Brown Responds to O.J. Simpson Interview
June 8, 2004 -- When O.J. Simpson complains of problems he's having raising the children he had with Nicole Brown Simpson, there's at least one person who has no sympathy — Nicole's sister.
Denise Brown, who spoke out on behalf of her murdered sibling on ABC News' Good Morning America, remains convinced he brought the problems onto himself when, she alleges, he killed Nicole 10 years ago.
"If he's angry at Nicole [for not being around], then he should not have murdered her," Brown told GMA. "Nicole would be here today if it wasn't for him. Ronald Goldman would be here today if it wouldn't have been for him."
June 12 marks a decade since Nicole and her friend Goldman were killed, and Simpson accused of their slayings. A California jury a year later acquitted the former football star of the double murder, but a separate civil suit in 1997 found him liable.
Simpson reflected on the 10 years since he went from revered NFL Hall of Famer and celebrity to accused murderer in a recent interview with Fox News, where he said sometimes he is angry at his ex-wife for not being around to help raise their two children, Sydney, now 18, and Justin, now 15. He said he has trouble helping his children deal with their problems and the loss of their mother.
"Sometimes I think maybe I feel it more than maybe they [Sydney and Justin] express it," Simpson said in the interview. "I don't know if that makes sense. It's just that sometimes when I feel at a loss to deal with a problem, even though intellectually I realize it's all emotion. And even if their mother was here, she couldn't deal with it, but I just feel she could have been a lot more than a rock for them emotionally."
Manipulative Killer?
But Denise Brown says Simpson is only trying twist around facts and portray himself as a victim.
"That's his personality," she told GMA. "He lies, manipulates. They [people like Simpson] try to change everything around so people will look at him like he's the nice, wonderful human being he supposedly wants to be."
Brown said she was outraged when she heard Simpson in the Fox interview talk about how he took Sydney and Justin to a Benihana restaurant to mark what would have been their mother's 45th birthday. Like some other restaurants, the food is prepared and sliced with dramatic knife work by the chef right in front of patrons, and Brown said her sister Nicole had a fear of knives.
"She had a huge fear of knives, and isn't it ironic that he [Simpson] goes to a place where they do all that cooking and cutting on a grill right in front of you?" she said. "And he takes the kids there? That's kind of sick."
‘He’s Going to Kill Me One Day’
Brown said she has never doubted that Simpson killed her sister, despite the outcome of the criminal trial. Years of documented domestic abuse convinced her from the beginning that Simpson was Nicole's killer.
"She [Nicole] would say, 'Denise, he's going to kill me one day, and he's going to get away with it. … Let's go to lunch.'," Brown said. "It wasn't as if she was saying, 'Denise, I need your help. Please help me.' It was sort of, just a flip way of saying it, and it was so sad because I wish she would have come to me and said, 'Please help me. I'm in trouble.'"

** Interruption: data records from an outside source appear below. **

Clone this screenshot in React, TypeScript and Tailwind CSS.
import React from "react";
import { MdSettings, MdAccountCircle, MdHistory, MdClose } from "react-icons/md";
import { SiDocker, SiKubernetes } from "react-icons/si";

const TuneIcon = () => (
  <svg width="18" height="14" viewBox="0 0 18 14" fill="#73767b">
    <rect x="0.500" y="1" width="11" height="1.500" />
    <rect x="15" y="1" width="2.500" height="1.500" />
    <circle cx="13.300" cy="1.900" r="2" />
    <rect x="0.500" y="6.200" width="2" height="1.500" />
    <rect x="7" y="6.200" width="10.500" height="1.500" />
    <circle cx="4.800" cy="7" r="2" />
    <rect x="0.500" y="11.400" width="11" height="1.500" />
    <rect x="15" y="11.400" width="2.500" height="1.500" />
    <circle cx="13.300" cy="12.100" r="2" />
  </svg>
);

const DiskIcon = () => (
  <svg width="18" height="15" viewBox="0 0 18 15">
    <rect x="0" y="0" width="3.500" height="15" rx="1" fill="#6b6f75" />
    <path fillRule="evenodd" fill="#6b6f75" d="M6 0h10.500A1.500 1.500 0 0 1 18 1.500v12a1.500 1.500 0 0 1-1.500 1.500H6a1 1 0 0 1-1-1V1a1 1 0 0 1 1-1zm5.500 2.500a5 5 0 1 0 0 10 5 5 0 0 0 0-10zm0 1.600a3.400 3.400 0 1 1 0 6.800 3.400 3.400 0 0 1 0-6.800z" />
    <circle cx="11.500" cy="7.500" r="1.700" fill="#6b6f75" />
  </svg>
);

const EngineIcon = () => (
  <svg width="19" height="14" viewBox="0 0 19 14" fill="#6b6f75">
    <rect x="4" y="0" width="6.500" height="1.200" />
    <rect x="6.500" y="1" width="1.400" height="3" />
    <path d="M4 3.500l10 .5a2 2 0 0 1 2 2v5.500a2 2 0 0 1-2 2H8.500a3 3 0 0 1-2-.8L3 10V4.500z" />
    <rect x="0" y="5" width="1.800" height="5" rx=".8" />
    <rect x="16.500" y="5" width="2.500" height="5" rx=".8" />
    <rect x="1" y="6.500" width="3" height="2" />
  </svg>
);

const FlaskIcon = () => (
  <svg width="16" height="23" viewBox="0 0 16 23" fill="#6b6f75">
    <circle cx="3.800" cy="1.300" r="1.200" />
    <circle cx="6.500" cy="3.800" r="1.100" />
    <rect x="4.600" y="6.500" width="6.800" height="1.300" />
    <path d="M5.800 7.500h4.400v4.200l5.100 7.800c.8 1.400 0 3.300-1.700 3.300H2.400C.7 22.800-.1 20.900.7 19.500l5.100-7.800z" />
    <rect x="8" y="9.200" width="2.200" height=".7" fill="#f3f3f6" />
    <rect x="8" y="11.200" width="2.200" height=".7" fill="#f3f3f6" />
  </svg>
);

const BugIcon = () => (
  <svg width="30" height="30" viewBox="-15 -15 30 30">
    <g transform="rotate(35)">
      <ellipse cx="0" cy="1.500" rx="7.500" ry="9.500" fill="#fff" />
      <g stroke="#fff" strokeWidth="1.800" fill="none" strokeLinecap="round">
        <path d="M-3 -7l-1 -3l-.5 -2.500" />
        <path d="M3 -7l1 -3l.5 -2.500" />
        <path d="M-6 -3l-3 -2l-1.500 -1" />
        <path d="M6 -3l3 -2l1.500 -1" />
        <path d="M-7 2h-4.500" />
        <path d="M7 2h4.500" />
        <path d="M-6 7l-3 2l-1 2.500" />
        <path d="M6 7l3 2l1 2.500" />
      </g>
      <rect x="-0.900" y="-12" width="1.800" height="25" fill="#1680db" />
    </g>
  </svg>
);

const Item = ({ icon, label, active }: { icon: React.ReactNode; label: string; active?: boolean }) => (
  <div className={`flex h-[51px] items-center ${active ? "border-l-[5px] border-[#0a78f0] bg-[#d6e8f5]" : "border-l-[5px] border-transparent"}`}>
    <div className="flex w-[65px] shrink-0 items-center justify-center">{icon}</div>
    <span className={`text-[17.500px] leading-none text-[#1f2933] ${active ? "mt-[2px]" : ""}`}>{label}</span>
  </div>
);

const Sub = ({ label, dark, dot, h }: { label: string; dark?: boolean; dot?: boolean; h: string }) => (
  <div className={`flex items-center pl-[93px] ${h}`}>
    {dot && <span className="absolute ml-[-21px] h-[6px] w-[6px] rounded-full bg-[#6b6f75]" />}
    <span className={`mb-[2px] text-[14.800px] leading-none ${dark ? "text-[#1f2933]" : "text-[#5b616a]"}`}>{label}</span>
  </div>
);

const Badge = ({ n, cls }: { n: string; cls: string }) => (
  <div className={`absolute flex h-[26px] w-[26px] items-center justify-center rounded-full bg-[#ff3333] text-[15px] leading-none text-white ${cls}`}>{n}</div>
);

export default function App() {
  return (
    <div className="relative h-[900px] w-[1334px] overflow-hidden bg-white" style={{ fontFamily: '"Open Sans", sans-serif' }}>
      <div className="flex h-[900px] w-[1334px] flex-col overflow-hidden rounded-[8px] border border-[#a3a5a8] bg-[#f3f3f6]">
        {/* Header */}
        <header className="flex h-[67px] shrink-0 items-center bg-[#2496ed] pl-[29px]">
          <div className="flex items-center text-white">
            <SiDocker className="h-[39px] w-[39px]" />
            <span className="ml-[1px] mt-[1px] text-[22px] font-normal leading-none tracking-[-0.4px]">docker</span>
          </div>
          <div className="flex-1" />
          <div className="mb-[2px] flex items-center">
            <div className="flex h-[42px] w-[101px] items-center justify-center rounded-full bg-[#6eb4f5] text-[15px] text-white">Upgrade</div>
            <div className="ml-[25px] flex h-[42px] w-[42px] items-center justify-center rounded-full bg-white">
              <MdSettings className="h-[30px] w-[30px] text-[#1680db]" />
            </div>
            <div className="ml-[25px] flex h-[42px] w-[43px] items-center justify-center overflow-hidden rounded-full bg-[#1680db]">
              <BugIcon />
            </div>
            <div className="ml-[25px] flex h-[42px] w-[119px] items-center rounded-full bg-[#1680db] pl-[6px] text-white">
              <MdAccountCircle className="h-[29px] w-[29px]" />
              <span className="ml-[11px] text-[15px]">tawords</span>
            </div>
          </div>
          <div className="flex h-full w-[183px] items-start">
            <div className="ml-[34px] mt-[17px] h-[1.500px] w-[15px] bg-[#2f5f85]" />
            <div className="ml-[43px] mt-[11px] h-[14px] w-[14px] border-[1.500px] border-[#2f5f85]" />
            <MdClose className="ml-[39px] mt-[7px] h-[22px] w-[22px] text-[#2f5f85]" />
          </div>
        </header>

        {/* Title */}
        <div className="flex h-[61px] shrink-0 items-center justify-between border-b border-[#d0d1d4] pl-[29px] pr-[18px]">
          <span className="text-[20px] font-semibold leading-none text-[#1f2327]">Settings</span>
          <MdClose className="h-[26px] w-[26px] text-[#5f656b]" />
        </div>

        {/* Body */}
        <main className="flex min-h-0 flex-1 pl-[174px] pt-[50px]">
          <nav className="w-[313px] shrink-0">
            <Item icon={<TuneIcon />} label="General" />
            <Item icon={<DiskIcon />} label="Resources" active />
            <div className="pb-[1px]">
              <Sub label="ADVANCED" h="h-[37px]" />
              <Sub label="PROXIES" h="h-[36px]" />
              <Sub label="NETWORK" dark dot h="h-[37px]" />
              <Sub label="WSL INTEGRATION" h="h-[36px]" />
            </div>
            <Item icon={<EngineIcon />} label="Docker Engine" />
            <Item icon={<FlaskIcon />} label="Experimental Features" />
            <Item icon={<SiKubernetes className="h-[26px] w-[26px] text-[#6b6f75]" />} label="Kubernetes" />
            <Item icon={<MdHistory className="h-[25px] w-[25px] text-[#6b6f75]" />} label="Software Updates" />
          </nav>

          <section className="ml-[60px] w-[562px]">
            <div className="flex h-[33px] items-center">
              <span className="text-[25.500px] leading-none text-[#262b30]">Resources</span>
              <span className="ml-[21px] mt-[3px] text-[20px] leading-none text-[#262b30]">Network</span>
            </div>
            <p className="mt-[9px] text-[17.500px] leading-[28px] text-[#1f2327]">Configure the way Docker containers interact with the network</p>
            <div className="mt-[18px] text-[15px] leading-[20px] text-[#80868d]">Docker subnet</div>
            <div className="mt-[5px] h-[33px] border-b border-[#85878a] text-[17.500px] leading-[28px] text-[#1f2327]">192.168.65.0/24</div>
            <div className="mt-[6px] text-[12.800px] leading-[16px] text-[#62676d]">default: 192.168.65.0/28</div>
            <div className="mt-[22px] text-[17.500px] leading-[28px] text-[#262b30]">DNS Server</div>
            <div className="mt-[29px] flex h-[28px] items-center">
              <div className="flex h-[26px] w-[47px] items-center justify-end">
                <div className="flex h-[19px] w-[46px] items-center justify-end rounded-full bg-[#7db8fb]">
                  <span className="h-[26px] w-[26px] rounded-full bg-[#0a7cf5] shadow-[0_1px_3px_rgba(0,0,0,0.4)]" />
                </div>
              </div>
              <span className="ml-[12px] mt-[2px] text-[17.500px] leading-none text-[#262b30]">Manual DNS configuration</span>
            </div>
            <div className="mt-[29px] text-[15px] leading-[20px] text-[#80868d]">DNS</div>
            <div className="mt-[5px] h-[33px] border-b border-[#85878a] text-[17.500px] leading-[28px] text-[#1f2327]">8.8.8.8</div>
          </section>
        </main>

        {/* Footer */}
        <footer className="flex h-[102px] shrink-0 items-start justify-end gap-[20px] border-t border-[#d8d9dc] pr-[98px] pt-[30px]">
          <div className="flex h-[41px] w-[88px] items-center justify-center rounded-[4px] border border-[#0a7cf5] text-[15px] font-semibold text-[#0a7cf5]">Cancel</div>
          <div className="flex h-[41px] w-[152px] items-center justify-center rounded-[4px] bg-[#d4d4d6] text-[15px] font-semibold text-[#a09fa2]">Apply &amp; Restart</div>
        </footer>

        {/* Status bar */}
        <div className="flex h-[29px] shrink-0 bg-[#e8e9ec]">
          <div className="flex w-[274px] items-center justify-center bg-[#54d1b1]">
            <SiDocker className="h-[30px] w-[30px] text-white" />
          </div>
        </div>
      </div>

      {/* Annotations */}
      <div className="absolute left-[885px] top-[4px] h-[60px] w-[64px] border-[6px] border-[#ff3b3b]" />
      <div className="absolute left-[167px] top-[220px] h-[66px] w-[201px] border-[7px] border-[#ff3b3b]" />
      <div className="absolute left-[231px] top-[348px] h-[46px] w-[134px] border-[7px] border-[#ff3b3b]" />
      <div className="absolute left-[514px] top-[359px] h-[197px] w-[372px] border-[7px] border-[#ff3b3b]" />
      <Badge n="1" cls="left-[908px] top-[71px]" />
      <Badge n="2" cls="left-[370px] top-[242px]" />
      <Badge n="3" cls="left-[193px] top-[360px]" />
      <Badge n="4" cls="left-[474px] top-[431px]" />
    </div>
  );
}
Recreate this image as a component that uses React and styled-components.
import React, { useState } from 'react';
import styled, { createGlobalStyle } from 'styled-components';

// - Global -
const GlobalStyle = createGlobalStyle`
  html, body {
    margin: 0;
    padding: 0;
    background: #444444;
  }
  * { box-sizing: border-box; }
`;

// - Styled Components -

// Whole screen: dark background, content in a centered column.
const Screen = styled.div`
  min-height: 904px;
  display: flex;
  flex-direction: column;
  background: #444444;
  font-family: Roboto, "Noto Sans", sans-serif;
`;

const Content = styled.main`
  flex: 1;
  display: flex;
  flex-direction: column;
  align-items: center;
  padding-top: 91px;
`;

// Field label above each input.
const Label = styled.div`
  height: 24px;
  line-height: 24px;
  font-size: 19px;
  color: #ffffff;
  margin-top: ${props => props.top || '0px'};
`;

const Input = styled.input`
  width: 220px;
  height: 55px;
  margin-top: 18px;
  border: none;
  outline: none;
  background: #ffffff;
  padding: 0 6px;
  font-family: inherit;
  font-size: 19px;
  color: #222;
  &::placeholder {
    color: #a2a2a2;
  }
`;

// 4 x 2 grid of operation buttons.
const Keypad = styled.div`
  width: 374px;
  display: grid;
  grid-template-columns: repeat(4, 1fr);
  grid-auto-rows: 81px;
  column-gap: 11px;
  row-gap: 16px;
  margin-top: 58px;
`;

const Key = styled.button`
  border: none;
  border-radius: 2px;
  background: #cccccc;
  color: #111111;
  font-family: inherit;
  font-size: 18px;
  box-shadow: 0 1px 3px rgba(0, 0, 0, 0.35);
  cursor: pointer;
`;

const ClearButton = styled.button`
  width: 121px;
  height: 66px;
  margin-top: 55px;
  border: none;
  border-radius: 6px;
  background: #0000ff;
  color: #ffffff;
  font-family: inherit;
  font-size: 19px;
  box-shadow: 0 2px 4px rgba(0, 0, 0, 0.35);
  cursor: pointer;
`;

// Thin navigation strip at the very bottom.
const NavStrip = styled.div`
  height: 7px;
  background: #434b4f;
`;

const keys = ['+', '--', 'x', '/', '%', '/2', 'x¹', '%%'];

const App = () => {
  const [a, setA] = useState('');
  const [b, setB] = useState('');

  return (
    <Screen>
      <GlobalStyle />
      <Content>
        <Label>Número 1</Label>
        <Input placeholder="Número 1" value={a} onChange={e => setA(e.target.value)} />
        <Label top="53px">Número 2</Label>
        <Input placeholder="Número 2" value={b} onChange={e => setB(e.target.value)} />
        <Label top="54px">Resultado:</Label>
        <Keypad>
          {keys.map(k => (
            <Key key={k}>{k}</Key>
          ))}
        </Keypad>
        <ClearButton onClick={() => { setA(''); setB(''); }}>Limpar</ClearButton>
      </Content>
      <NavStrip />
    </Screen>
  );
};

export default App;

Brown denied Simpson's claims she has profited from her sister's death. While she said she has not received any proceeds from the $33.5 million awarded in the civil suit, she conceded she did make $17,000 one year from the Nicole Brown Simpson Foundation she helped start in her sister's memory. That profit, she added, was approved by the foundation's board of directors.
Brown also said she had a chance to profit from a book deal, but turned down the offer.
"I did have a $1 million book deal, and they wanted tabloid stuff," she said. "They wanted the cocaine, the partying, the drugs, and I told them that is not my sister's life. I said you can pay me $100 million, but I will not write a book like that, and I didn't do it."
Brown continues to carry on her sister's memory through the foundation, which is devoted to helping women in abusive situations. The organization plans to hold a candelight vigil to mark the 10-year anniversary of Nicole's death.